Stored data
----------

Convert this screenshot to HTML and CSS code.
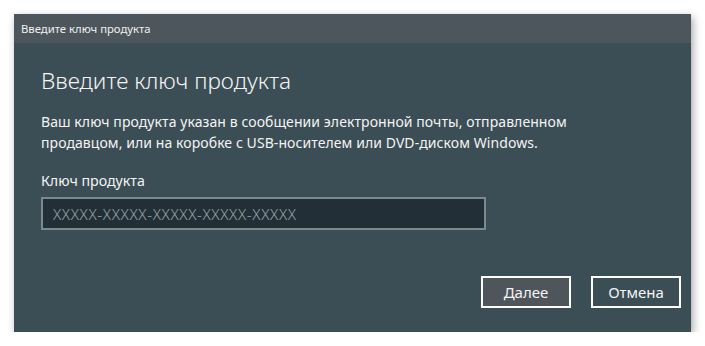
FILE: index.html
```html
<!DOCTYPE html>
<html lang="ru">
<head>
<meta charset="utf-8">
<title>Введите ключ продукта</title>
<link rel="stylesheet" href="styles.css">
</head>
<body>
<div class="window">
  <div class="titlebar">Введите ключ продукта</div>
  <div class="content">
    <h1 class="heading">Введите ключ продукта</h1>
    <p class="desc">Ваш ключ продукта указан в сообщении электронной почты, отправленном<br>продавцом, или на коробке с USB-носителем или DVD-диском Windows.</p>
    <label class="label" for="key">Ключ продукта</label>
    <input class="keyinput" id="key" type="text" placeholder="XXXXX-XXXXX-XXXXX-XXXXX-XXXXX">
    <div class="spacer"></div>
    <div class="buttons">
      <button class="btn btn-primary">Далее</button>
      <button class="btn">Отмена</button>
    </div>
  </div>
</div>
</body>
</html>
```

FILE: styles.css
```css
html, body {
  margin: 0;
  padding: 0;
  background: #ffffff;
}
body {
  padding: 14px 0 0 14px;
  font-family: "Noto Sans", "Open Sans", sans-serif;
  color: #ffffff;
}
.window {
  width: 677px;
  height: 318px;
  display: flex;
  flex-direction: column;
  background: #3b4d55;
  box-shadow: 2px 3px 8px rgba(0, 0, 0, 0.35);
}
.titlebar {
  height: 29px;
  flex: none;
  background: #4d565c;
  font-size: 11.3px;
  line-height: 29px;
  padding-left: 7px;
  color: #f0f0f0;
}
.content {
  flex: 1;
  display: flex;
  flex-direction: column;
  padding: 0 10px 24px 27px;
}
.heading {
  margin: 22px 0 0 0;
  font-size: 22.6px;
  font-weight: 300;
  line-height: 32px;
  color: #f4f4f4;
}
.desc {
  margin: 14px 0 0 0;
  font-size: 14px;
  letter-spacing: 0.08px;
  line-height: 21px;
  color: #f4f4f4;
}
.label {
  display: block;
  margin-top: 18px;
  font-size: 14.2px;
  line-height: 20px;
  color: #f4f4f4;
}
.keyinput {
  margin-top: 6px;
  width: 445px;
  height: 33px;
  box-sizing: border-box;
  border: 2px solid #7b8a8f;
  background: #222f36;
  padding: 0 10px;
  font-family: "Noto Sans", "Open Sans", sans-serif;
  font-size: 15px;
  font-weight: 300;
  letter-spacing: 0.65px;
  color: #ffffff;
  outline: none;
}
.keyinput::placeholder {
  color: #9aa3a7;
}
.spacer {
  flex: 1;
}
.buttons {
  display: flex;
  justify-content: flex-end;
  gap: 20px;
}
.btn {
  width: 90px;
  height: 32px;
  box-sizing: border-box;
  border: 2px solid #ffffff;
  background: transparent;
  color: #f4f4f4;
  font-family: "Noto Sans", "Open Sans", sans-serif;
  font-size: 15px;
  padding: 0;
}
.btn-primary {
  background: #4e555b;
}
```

----------

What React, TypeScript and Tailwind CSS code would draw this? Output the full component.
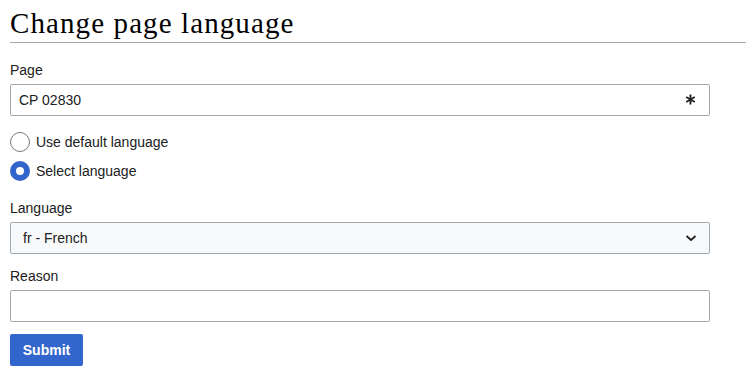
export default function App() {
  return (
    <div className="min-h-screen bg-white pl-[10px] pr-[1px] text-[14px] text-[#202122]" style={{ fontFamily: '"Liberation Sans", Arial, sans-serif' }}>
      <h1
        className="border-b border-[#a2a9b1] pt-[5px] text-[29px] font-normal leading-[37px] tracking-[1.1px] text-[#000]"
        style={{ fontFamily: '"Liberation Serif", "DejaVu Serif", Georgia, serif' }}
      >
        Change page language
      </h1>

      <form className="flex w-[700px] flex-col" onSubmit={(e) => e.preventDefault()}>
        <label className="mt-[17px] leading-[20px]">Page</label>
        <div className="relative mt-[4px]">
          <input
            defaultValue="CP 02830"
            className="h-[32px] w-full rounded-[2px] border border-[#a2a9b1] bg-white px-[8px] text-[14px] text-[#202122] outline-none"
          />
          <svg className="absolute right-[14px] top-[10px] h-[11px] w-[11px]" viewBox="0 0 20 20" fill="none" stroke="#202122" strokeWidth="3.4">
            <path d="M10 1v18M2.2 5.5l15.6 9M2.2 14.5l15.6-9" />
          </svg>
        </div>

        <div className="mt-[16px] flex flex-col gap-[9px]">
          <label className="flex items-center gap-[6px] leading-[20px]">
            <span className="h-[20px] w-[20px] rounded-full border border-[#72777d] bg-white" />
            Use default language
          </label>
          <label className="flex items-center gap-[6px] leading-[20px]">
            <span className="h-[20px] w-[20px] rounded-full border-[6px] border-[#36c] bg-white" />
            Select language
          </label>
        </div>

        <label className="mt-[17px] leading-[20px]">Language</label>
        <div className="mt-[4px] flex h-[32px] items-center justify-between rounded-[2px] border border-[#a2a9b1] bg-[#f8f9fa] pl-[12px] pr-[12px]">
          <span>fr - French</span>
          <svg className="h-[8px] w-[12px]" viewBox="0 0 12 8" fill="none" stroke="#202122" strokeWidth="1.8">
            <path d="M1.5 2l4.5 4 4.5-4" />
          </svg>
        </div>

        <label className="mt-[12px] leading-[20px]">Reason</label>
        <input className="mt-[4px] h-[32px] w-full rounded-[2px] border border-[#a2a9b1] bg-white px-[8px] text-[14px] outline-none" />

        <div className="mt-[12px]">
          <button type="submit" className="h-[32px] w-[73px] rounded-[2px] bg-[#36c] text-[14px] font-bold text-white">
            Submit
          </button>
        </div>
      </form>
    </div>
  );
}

----------

### Exercise directions
Look for the word "code" in every line of the listing and copy the lines that have it.

### Result below
Convert this screenshot to HTML and CSS code.
What React, TypeScript and Tailwind CSS code would draw this? Output the full component.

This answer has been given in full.